# What to do
Search the listing for the string "this" and copy every line that contains it.

# Dataset excerpt
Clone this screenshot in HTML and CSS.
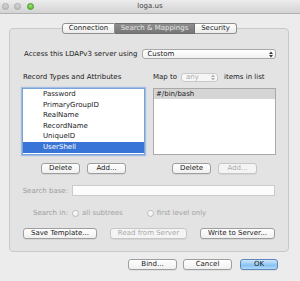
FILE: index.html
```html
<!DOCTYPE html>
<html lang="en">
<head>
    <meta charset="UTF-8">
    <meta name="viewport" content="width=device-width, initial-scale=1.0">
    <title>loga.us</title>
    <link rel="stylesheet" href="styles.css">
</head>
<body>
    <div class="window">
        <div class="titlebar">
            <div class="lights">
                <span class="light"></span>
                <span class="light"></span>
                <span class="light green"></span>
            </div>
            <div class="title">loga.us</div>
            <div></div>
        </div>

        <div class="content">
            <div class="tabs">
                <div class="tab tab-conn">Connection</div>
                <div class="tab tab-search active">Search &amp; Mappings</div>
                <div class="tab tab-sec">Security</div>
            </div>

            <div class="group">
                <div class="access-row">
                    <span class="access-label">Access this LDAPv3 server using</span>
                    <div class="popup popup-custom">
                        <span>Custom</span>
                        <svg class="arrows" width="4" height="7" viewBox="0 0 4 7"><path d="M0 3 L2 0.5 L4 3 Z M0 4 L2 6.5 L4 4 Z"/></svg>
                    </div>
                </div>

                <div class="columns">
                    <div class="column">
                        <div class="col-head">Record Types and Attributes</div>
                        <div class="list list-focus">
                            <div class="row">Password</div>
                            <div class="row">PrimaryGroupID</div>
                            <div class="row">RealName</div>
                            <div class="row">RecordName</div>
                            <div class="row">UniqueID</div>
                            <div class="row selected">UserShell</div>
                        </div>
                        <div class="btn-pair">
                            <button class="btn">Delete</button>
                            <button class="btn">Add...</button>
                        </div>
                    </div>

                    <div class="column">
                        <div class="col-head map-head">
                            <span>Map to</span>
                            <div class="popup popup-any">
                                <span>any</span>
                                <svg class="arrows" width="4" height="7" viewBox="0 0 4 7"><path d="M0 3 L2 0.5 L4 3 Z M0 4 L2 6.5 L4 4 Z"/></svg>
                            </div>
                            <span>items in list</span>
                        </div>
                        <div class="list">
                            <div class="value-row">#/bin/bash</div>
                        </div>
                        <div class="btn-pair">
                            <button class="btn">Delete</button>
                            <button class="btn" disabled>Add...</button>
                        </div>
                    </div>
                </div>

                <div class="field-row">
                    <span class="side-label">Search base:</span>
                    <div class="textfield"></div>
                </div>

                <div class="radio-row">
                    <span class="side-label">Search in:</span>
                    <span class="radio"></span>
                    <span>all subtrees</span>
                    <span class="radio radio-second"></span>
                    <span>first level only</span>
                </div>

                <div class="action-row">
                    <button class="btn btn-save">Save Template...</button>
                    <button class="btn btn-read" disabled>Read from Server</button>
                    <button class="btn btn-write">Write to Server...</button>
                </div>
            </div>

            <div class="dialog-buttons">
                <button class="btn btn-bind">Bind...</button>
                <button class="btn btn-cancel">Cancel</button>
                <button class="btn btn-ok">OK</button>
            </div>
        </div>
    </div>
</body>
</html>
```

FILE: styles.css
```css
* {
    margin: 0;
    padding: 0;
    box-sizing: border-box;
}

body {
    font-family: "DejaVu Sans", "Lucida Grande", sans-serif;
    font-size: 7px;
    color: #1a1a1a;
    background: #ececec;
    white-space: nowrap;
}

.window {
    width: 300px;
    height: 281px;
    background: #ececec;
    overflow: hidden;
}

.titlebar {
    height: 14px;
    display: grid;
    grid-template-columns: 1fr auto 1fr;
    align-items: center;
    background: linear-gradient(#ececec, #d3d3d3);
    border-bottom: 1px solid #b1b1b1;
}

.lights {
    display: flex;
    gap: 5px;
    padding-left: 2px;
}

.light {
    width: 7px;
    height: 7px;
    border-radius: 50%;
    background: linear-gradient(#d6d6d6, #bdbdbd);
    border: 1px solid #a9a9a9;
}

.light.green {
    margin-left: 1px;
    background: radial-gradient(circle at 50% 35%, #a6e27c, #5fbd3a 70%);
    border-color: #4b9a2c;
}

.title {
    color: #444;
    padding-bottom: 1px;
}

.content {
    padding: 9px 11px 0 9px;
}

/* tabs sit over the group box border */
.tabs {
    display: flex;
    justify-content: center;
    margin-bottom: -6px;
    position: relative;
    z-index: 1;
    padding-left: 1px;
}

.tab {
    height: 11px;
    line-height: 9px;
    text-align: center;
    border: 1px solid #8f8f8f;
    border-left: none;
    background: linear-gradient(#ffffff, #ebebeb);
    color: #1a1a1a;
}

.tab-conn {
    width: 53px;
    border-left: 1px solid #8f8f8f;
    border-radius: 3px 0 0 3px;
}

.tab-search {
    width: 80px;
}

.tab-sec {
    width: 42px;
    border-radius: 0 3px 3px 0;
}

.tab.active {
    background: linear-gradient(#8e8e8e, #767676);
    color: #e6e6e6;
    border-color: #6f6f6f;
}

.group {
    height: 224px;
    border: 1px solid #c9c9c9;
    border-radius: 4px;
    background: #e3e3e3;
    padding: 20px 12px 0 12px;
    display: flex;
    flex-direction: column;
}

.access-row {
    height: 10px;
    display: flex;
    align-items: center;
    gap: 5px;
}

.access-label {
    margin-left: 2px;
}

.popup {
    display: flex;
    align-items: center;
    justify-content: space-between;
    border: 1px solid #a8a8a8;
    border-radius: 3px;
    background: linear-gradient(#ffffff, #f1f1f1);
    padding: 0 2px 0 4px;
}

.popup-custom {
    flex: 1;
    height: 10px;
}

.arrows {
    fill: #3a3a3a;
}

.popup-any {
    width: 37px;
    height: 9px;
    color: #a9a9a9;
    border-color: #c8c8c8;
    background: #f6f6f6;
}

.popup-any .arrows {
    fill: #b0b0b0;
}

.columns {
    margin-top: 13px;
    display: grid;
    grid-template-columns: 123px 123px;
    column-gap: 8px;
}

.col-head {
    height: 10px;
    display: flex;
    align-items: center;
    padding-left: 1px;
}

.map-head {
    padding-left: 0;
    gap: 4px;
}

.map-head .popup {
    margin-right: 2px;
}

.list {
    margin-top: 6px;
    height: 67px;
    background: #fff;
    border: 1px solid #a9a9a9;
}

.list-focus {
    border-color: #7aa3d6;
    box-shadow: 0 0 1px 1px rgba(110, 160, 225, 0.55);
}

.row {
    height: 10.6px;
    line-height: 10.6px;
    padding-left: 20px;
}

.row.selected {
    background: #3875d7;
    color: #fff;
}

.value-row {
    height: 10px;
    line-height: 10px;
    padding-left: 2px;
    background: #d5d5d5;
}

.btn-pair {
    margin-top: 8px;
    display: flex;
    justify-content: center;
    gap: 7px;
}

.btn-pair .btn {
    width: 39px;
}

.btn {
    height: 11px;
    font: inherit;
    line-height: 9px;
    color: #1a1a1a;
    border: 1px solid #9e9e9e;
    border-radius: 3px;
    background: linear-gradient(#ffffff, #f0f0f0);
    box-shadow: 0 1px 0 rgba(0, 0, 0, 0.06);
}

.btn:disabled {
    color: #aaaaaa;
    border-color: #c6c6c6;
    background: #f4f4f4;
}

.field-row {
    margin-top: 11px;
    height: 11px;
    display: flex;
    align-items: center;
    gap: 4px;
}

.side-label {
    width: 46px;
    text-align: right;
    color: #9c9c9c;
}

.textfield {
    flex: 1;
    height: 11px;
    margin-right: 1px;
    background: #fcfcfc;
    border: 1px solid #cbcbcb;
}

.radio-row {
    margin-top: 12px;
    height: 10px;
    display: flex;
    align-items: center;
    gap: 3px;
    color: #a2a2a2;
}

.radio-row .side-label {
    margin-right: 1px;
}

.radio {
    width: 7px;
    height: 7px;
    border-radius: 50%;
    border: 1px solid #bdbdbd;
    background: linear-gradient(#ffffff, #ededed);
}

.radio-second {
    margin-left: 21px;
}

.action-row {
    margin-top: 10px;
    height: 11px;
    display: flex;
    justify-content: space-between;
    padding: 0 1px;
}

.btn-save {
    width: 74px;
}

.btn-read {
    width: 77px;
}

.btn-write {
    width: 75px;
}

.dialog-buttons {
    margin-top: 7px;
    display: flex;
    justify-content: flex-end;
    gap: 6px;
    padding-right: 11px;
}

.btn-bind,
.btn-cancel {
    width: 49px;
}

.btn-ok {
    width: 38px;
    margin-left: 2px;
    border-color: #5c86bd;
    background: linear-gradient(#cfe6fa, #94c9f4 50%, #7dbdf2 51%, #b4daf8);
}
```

# Reply
Clone this screenshot in HTML and CSS.
                    <span class="access-label">Access this LDAPv3 server using</span>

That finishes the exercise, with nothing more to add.